How National Grid, Sense, and Landis+Gyr are using AMI 2.0 meters to measure EV charging at scale

Sense Team
Article

As electrification accelerates, utilities need a clearer view of where EV load is growing and which charging behavior could be shaped to better support the grid.

For National Grid, that challenge is becoming increasingly important. EV adoption is expected to contribute to significant peak load growth, creating a need for better visibility into residential charging without adding unnecessary complexity for customers.

Traditional approaches to measuring and managing EV load often depend on multiple integrations with select vehicle telematics or specific charger types. These methods can be valuable, but they can also limit participation by introducing requirements tied to a particular vehicle, charger, or vendor ecosystem.

National Grid’s pilot with Sense and Landis+Gyr tested a different path: EV consumption measurement directly from AMI 2.0 meter data.

Using the Sense EV Analytics App deployed on Landis+Gyr Revelo meters, the pilot explored whether existing meter infrastructure could become a scalable source of EV visibility. It also demonstrated the broader potential of Landis+Gyr’s platform to support new edge applications from partners like Sense — turning the meter into a software-updatable edge sensor for the grid, without requiring new hardware in the home or manual field support.

The goal was to detect and measure meaningful EV charging behavior passively at the meter without new hardware or telematics integrations.

Across 22,029 meter-days, the pilot validated that EV Analytics can identify charging behavior from the meter and provide utilities with a more scalable view of where EV load is emerging.

The pilot also showed strong performance across a broad range of real-world vehicles. Sense detected 41 of 41 vehicle types in the sample, spanning major manufacturers including Tesla, Toyota, Hyundai, Kia, Chevrolet, and Ford, as well as OEM chargers.

That breadth is important: for EV programs to scale, utilities need visibility that works across the diversity of vehicles and chargers customers actually use.

Level 2 charging detection was especially strong.

Manual review against 15-minute AMI data showed zero false positives in the reviewed sample, reinforcing the potential for meter-based EV detection to support managed charging, grid planning, and more targeted electrification programs.

The result is a practical proof point for grid-edge intelligence.
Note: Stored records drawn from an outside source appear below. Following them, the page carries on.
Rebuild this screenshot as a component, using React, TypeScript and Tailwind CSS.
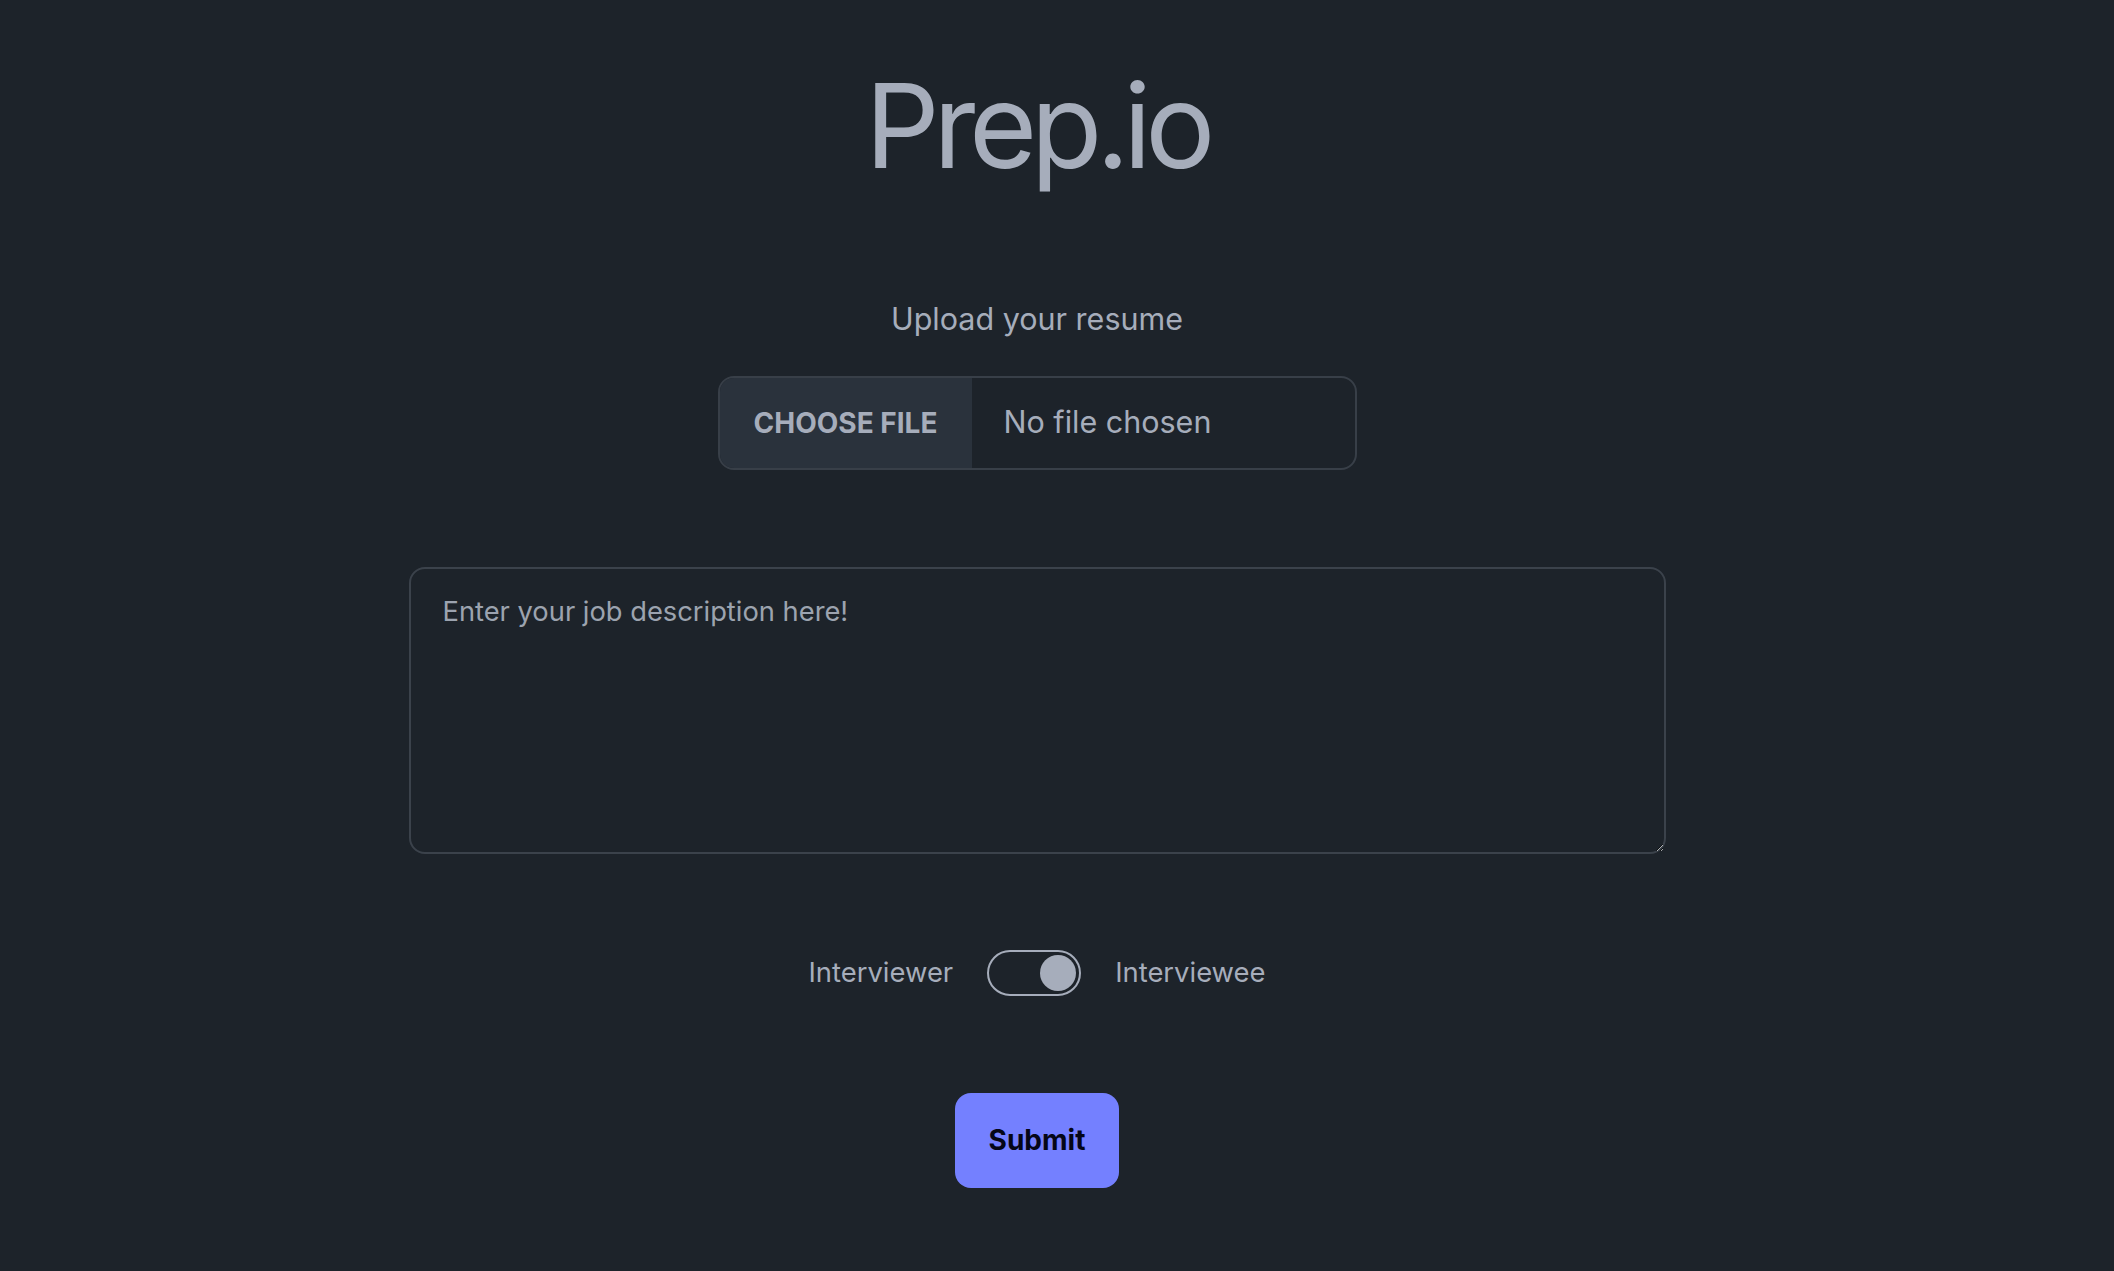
export default function App() {
  return (
    <div
      className="min-h-screen w-full bg-[#1d232a] text-[#a6adbb]"
      style={{ fontFamily: "Inter, 'Noto Sans', sans-serif" }}
    >
      <div className="flex flex-col items-center pr-[40px]">
        {/* Title */}
        <h1 className="mt-[67px] text-[117px] leading-none tracking-[-0.055em] font-normal">
          Prep.io
        </h1>

        {/* Resume upload */}
        <p className="mt-[120px] text-[30.5px] leading-none">Upload your resume</p>
        <label className="mt-[41px] flex h-[94px] w-[639px] cursor-pointer overflow-hidden rounded-[16px] border-2 border-[#383f48]">
          <span className="flex w-[252px] items-center justify-center bg-[#2a323c] text-[28px] font-bold uppercase leading-none">
            Choose file
          </span>
          <span className="flex items-center pl-[32px] text-[30.5px] leading-none">No file chosen</span>
          <input type="file" className="hidden" />
        </label>

        {/* Job description */}
        <textarea
          placeholder="Enter your job description here!"
          className="mt-[97px] h-[287px] w-[1257px] rounded-[16px] border-2 border-[#3b424b] bg-transparent px-[32px] pt-[23px] text-[27.3px] leading-[40px] text-[#a6adbb] outline-none placeholder:text-[#9ca3af]"
        />

        {/* Role toggle */}
        <div className="mt-[96px] flex items-center gap-[34px] text-[27.4px] leading-none">
          <span>Interviewer</span>
          <div className="flex h-[46px] w-[94px] items-center justify-end rounded-full border-2 border-[#a6adbb] pr-[3px]">
            <div className="h-[36px] w-[36px] rounded-full bg-[#a6adbb]" />
          </div>
          <span>Interviewee</span>
        </div>

        {/* Submit */}
        <button className="mt-[97px] flex h-[95px] w-[164px] items-center justify-center rounded-[16px] bg-[#7480ff] text-[28px] font-bold text-[#050617]">
          Submit
        </button>
      </div>
    </div>
  );
}
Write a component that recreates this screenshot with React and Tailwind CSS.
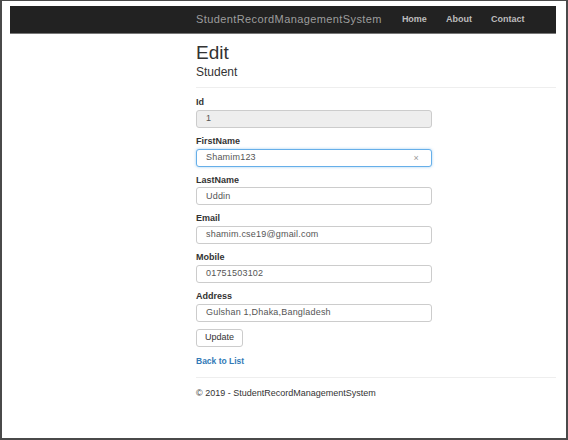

With Sense software embedded in AMI 2.0 meters, utilities can extract more value from infrastructure they already have, turning the meter into a source of actionable visibility for new loads like EV charging.

For National Grid, the pilot is now moving from proof to the next phase of deployment, supporting EV charging detection and measurement in the Smart Charge New York program. Sense will also continue deploying model updates to improve detection and measurement, including for vehicles using Level 1 charging.

As utilities prepare for rising electrification-driven demand, scalable EV visibility will be essential.

This pilot shows how AMI 2.0 infrastructure can become more than a data collection system. By deriving meaning from high-resolution meter signals, Sense can help utilities detect meaningful EV charging behavior, better understand emerging load, expand access to managed charging, and make smarter use of the grid they already have.